Filter the entries below, keeping every line that has the word "page".

■ RECORDS TO PROCESS ■
────────────────
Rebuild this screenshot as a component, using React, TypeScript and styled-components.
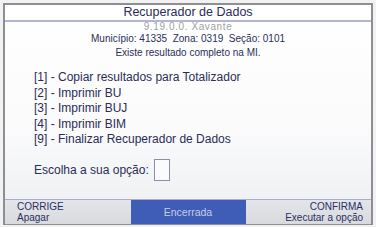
import React from "react";
import styled, { createGlobalStyle } from "styled-components";

const GlobalStyle = createGlobalStyle`
  html, body {
    margin: 0;
    padding: 0;
    background: #e9eaec;
  }
  body {
    font-family: "Liberation Sans", Arial, sans-serif;
  }
`;

const Screen = styled.div`
  width: 376px;
  height: 227px;
  padding: 3px 3px 2px 3px;
  box-sizing: border-box;
  background: #f2f2f3;
`;

const Frame = styled.div`
  height: 100%;
  box-sizing: border-box;
  border: 2px solid #8e8f94;
  border-bottom-width: 1px;
  background: linear-gradient(#ffffff 0%, #fbfbfc 55%, #eceef1 100%);
  display: flex;
  flex-direction: column;
  color: #2b2f5c;
`;

const Header = styled.div`
  display: flex;
  flex-direction: column;
  align-items: center;
`;

const Title = styled.div`
  font-size: 12.5px;
  line-height: 14px;
  color: #2a2d55;
`;

const Divider = styled.div`
  align-self: stretch;
  height: 2px;
  background: #b3b6d2;
  margin-top: 1px;
`;

const Version = styled.div`
  font-size: 10px;
  line-height: 10px;
  letter-spacing: 0.6px;
  color: #a0a0a6;
`;

const InfoLine = styled.div`
  font-size: 10px;
  line-height: 13.5px;
`;

const Menu = styled.ul`
  list-style: none;
  margin: 11px 0 0 0;
  padding: 0 0 0 29px;
  display: flex;
  flex-direction: column;
`;

const MenuItem = styled.li`
  font-size: 12px;
  line-height: 15.5px;
  color: #2a2d55;
`;

const Prompt = styled.div`
  display: flex;
  align-items: center;
  gap: 5px;
  padding-left: 29px;
  margin-top: 11px;
  font-size: 12px;
  color: #2a2d55;
`;

const InputBox = styled.div`
  width: 14px;
  height: 20px;
  border: 1px solid #8a8ea8;
  background: #fbfbfd;
`;

const Footer = styled.div`
  margin-top: auto;
  height: 24px;
  border-top: 1px solid #a9add0;
  background: linear-gradient(#e4e5ea, #d9dade);
  display: grid;
  grid-template-columns: 1fr 115px 1fr;
`;

const FooterKey = styled.div<{ $align: "left" | "right" }>`
  display: flex;
  flex-direction: column;
  justify-content: center;
  align-items: ${(p) => (p.$align === "left" ? "flex-start" : "flex-end")};
  padding: 0 8px 0 12px;
  font-size: 10px;
  line-height: 11px;
  color: #2a2f62;
`;

const StatusBox = styled.div`
  background: #3f5cb6;
  color: #c5cdea;
  font-size: 10.5px;
  display: flex;
  align-items: center;
  justify-content: center;
`;

const options = [
  "[1] - Copiar resultados para Totalizador",
  "[2] - Imprimir BU",
  "[3] - Imprimir BUJ",
  "[4] - Imprimir BIM",
  "[9] - Finalizar Recuperador de Dados",
];

export default function App() {
  return (
    <>
      <GlobalStyle />
      <Screen>
        <Frame>
          <Header>
            <Title>Recuperador de Dados</Title>
            <Divider />
            <Version>9.19.0.0. Xavante</Version>
            <InfoLine>Município: 41335&nbsp; Zona: 0319&nbsp; Seção: 0101</InfoLine>
            <InfoLine>Existe resultado completo na MI.</InfoLine>
          </Header>

          <Menu>
            {options.map((o) => (
              <MenuItem key={o}>{o}</MenuItem>
            ))}
          </Menu>

          <Prompt>
            Escolha a sua opção:
            <InputBox />
          </Prompt>

          <Footer>
            <FooterKey $align="left">
              <span>CORRIGE</span>
              <span>Apagar</span>
            </FooterKey>
            <StatusBox>Encerrada</StatusBox>
            <FooterKey $align="right">
              <span>CONFIRMA</span>
              <span>Executar a opção</span>
            </FooterKey>
          </Footer>
        </Frame>
      </Screen>
    </>
  );
}
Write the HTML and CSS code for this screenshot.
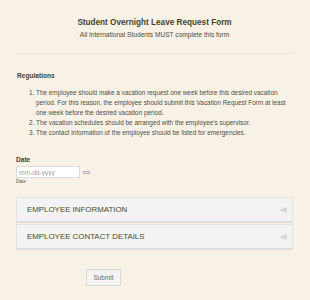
FILE: index.html
```html
<!DOCTYPE html>
<html lang="en">
  <head>
    <meta charset="utf-8" />
    <title>Student Overnight Leave Request Form</title>
    <link rel="stylesheet" href="styles.css">
  </head>
  <body>
    <div class="f-page">
      <!-- Header -->
      <header class="f-header">
        <h1 class="f-header__title">Student Overnight Leave Request Form</h1>
        <p class="f-header__sub">All International Students MUST complete this form</p>
      </header>

      <!-- Regulations -->
      <section class="f-rules">
        <h2 class="f-rules__title">Regulations</h2>
        <ol class="f-rules__list">
          <li>The employee should make a vacation request one week before this desired vacation period. For this reason, the employee should submit this Vacation Request Form at least one week before the desired vacation period.</li>
          <li>The vacation schedules should be arranged with the employee's supervisor.</li>
          <li>The contact information of the employee should be listed for emergencies.</li>
        </ol>
      </section>

      <!-- Date -->
      <div class="f-field">
        <label class="f-field__label" for="date">Date</label>
        <div class="f-field__row">
          <input class="f-field__input" id="date" type="text" placeholder="mm-dd-yyyy">
          <span class="f-field__btn"></span>
        </div>
        <span class="f-field__hint">Date</span>
      </div>

      <!-- Collapsible sections -->
      <div class="f-acc">
        <div class="f-acc__item">
          <span>EMPLOYEE INFORMATION</span>
          <span class="f-acc__arrow"></span>
        </div>
        <div class="f-acc__item">
          <span>EMPLOYEE CONTACT DETAILS</span>
          <span class="f-acc__arrow"></span>
        </div>
      </div>

      <div class="f-actions">
        <button class="f-submit" type="button">Submit</button>
      </div>
    </div>
  </body>
</html>
```

FILE: styles.css
```css
/* Base */
html { box-sizing: border-box; }
*, *:before, *:after { box-sizing: inherit; }
body {
  margin: 0;
  font-family: "Liberation Sans", Arial, sans-serif;
  background-color: #f8f1e6;
  color: #4a4a32;
}
.f-page {
  padding: 0 17px 0 16px;
}
/* Header */
.f-header {
  text-align: center;
  padding-top: 18px;
  padding-bottom: 13px;
  border-bottom: 1px solid #ece6dc;
}
.f-header__title {
  margin: 0;
  font-size: 8.2px;
  line-height: 10px;
  font-weight: bold;
  color: #45452a;
}
.f-header__sub {
  margin: 2px 0 0;
  font-size: 6.6px;
  line-height: 10px;
  color: #4e5040;
}
/* Regulations */
.f-rules {
  padding-top: 17px;
}
.f-rules__title {
  margin: 0 0 0 1px;
  font-size: 6.6px;
  line-height: 10px;
  font-weight: bold;
  color: #45452a;
}
.f-rules__list {
  margin: 7px 0 0;
  padding-left: 20px;
  font-size: 6.4px;
  line-height: 10px;
  color: #505040;
}
/* Date field */
.f-field {
  padding-top: 17px;
}
.f-field__label {
  display: block;
  font-size: 6.6px;
  line-height: 10px;
  font-weight: bold;
  color: #45452a;
}
.f-field__row {
  display: flex;
  align-items: center;
  gap: 3px;
  margin-top: 1px;
}
.f-field__input {
  width: 64px;
  height: 12px;
  padding: 0 2px;
  border: 1px solid #dcdcdc;
  background: #fff;
  font-family: inherit;
  font-size: 6.6px;
  color: #555;
}
.f-field__input::placeholder { color: #a0a0a0; }
.f-field__btn {
  width: 7px;
  height: 3px;
  border: 1px solid #b8b8b8;
  background: #e8e8e8;
}
.f-field__hint {
  display: block;
  margin-top: 1px;
  font-size: 4.6px;
  line-height: 6px;
  color: #55553a;
}
/* Accordion */
.f-acc {
  margin-top: 12px;
  display: flex;
  flex-direction: column;
  gap: 1px;
}
.f-acc__item {
  display: flex;
  align-items: center;
  justify-content: space-between;
  height: 26px;
  padding: 0 5px 0 10px;
  background: #f3f3f3;
  border: 1px solid #e4e4e4;
  border-bottom: 2px solid #dedede;
  font-size: 7.9px;
  color: #4a4a2a;
}
.f-acc__arrow {
  width: 0;
  height: 0;
  border-top: 3.5px solid transparent;
  border-bottom: 3.5px solid transparent;
  border-right: 8px solid #d6d6d6;
}
/* Submit */
.f-actions {
  padding: 16px 0 0 70px;
}
.f-submit {
  width: 35px;
  height: 17px;
  padding: 0;
  background: #f3f3f3;
  border: 1px solid #d8d8d8;
  border-radius: 1px;
  font-family: inherit;
  font-size: 6.4px;
  color: #6a7060;
}
```
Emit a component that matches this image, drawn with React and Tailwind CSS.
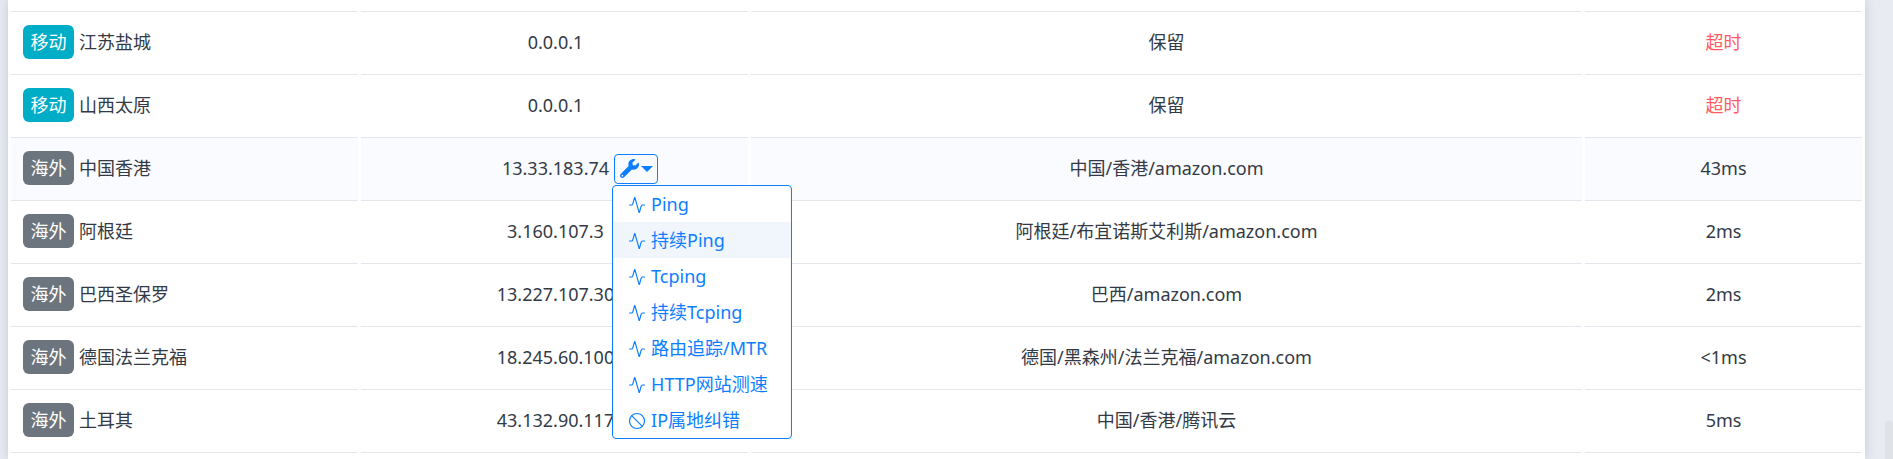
import React from "react";
import { FaWrench } from "react-icons/fa";
import { Activity, Ban } from "lucide-react";

const rows = [
  ["移动", "江苏盐城", "0.0.0.1", "保留", "超时"],
  ["移动", "山西太原", "0.0.0.1", "保留", "超时"],
  ["海外", "中国香港", "13.33.183.74", "中国/香港/amazon.com", "43ms"],
  ["海外", "阿根廷", "3.160.107.3", "阿根廷/布宜诺斯艾利斯/amazon.com", "2ms"],
  ["海外", "巴西圣保罗", "13.227.107.30", "巴西/amazon.com", "2ms"],
  ["海外", "德国法兰克福", "18.245.60.100", "德国/黑森州/法兰克福/amazon.com", "<1ms"],
  ["海外", "土耳其", "43.132.90.117", "中国/香港/腾讯云", "5ms"],
];

const menu = ["Ping", "持续Ping", "Tcping", "持续Tcping", "路由追踪/MTR", "HTTP网站测速", "IP属地纠错"];

function Menu() {
  return (
    <div className="absolute left-[5px] top-[30px] z-10 w-[180px] rounded-[4px] border border-[#0d7eff] bg-white text-left">
      {menu.map((m, i) => (
        <div
          key={m}
          className={"flex h-[36px] items-center whitespace-nowrap pl-[15px] pt-[2px] text-[#0d7eff] " + (i === 1 ? "bg-[#f0f6fc]" : "")}
        >
          {i === 6 ? (
            <Ban size={18} strokeWidth={1.6} className="shrink-0" />
          ) : (
            <Activity size={18} strokeWidth={1.6} className="shrink-0" />
          )}
          <span className="ml-[5px]">{m}</span>
        </div>
      ))}
    </div>
  );
}

function Row({ r, i }) {
  const active = i === 2;
  const cell =
    "flex h-[63px] items-center border-t border-[#e3e7ed] pb-[2px] " + (active ? "bg-[#fafbff]" : "bg-white");
  return (
    <div className="grid grid-cols-[347px_387px_831px_277px] gap-x-[3px]">
      <div className={cell + " pl-[12px]"}>
        <span
          className={
            "flex h-[34px] w-[51px] items-center justify-center rounded-[6px] text-white " +
            (r[0] === "移动" ? "bg-[#00adc7]" : "bg-[#6c757d]")
          }
        >
          {r[0]}
        </span>
        <span className="ml-[5px]">{r[1]}</span>
      </div>
      <div className={cell + " justify-center pl-[2px]"}>
        <span className="relative">
          {r[2]}
          {active && (
            <>
              <span className="absolute left-[calc(100%+5px)] top-[-1px] flex h-[30px] w-[44px] items-center justify-center gap-[2px] rounded-[4px] border border-[#0d7eff] text-[#0d7eff]">
                <FaWrench size={19} />
                <span className="mt-[1px] h-0 w-0 border-x-[6px] border-t-[6px] border-x-transparent border-t-[#0d7eff]" />
              </span>
              <span className="absolute left-[calc(100%-2px)] top-0 h-0 w-0">
                <Menu />
              </span>
            </>
          )}
        </span>
      </div>
      <div className={cell + " justify-center"}>{r[3]}</div>
      <div className={cell + " justify-center " + (r[4] === "超时" ? "text-[#ff5c66]" : "")}>{r[4]}</div>
    </div>
  );
}

export default function App() {
  return (
    <div className="relative h-[459px] w-[1893px] overflow-hidden bg-[#e8ebf1] text-[18px] leading-[27px] text-[#333a45] [font-family:'Noto_Sans','Noto_Sans_CJK_SC',sans-serif]">
      <div className="ml-[8px] h-[459px] w-[1857px] bg-white pl-[3px] pt-[11px] shadow-[0_0_10px_rgba(150,160,180,0.45)]">
        {rows.map((r, i) => (
          <Row key={i} r={r} i={i} />
        ))}
        <div className="grid grid-cols-[347px_387px_831px_277px] gap-x-[3px]">
          {[0, 1, 2, 3].map((k) => (
            <div key={k} className="h-[7px] border-t border-[#e3e7ed]" />
          ))}
        </div>
      </div>
      <div className="absolute bottom-0 right-0 h-[38px] w-[8px] rounded-t-[3px] bg-[#dfe2e7]" />
    </div>
  );
}
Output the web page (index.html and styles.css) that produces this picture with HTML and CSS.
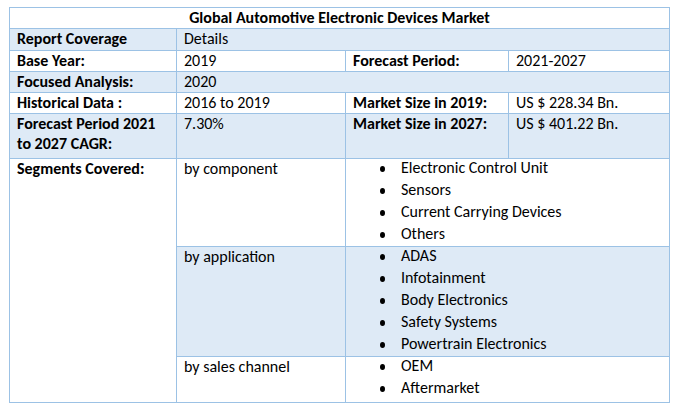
FILE: index.html
```html
<!DOCTYPE html>
<html>
<head>
<meta charset="utf-8">
<link rel="stylesheet" href="styles.css">
</head>
<body>
<table class="market">
  <colgroup>
    <col class="c1"><col class="c2"><col class="c3"><col class="c4">
  </colgroup>
  <tr class="r-title">
    <td colspan="4" class="title">Global Automotive Electronic Devices Market</td>
  </tr>
  <tr class="shade r-a">
    <td class="lbl">Report Coverage</td>
    <td colspan="3">Details</td>
  </tr>
  <tr class="r-b">
    <td class="lbl">Base Year:</td>
    <td>2019</td>
    <td class="lbl">Forecast Period:</td>
    <td>2021-2027</td>
  </tr>
  <tr class="shade r-c">
    <td class="lbl">Focused Analysis:</td>
    <td colspan="3">2020</td>
  </tr>
  <tr class="r-c">
    <td class="lbl">Historical Data :</td>
    <td>2016 to 2019</td>
    <td class="lbl">Market Size in 2019:</td>
    <td>US $ 228.34 Bn.</td>
  </tr>
  <tr class="shade r-f">
    <td class="lbl">Forecast Period 2021 to 2027 CAGR:</td>
    <td>7.30%</td>
    <td class="lbl">Market Size in 2027:</td>
    <td>US $ 401.22 Bn.</td>
  </tr>
  <tr class="seg">
    <td class="lbl" rowspan="3">Segments Covered:</td>
    <td>by component</td>
    <td colspan="2" class="list-cell">
      <ul class="bullets">
        <li>Electronic Control Unit</li>
        <li>Sensors</li>
        <li>Current Carrying Devices</li>
        <li>Others</li>
      </ul>
    </td>
  </tr>
  <tr class="seg shade">
    <td>by application</td>
    <td colspan="2" class="list-cell">
      <ul class="bullets">
        <li>ADAS</li>
        <li>Infotainment</li>
        <li>Body Electronics</li>
        <li>Safety Systems</li>
        <li>Powertrain Electronics</li>
      </ul>
    </td>
  </tr>
  <tr class="seg">
    <td>by sales channel</td>
    <td colspan="2" class="list-cell">
      <ul class="bullets">
        <li>OEM</li>
        <li>Aftermarket</li>
      </ul>
    </td>
  </tr>
</table>
</body>
</html>
```
FILE: styles.css
```css
html, body {
  margin: 0;
  padding: 0;
  background: #ffffff;
}
body {
  padding: 7px 0 0 9px;
  font-family: Carlito, Lato, "Liberation Sans", sans-serif;
  font-size: 16px;
  color: #000000;
}
.market {
  border-collapse: collapse;
  table-layout: fixed;
  width: 660px;
}
.c1 { width: 167px; }
.c2 { width: 169px; }
.c3 { width: 163px; }
.c4 { width: 161px; }
.market td {
  border: 1px solid #9cc2e5;
  padding: 0 7px;
  line-height: 20px;
  vertical-align: top;
  background: #ffffff;
}
.market tr.shade td { background: #deeaf6; }
.market tr.seg td:first-child.lbl { background: #ffffff; }
.lbl { font-weight: 700; }
.title {
  text-align: center;
  font-weight: 700;
}
.r-title td { height: 19px; }
.r-a td { height: 21px; }
.r-b td { height: 20px; }
.r-c td { height: 18px; }
.r-f td { height: 44px; }
.market td.list-cell { padding: 0; line-height: 22px; }
.bullets {
  list-style: none;
  margin: -2px 0 0 0;
  padding: 0 0 1px 55px;
}
.bullets li {
  position: relative;
  line-height: 22px;
}
.bullets li::before {
  content: "";
  position: absolute;
  left: -21px;
  top: 9px;
  width: 5px;
  height: 6px;
  border-radius: 50%;
  background: #000000;
}
.market tr.seg:last-child td { height: 45px; }
```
────────────────
■ WRITTEN ANSWER ■
    <div class="f-page">
.f-page {
Output the web page (index.html and styles.css) that produces this picture with HTML and CSS.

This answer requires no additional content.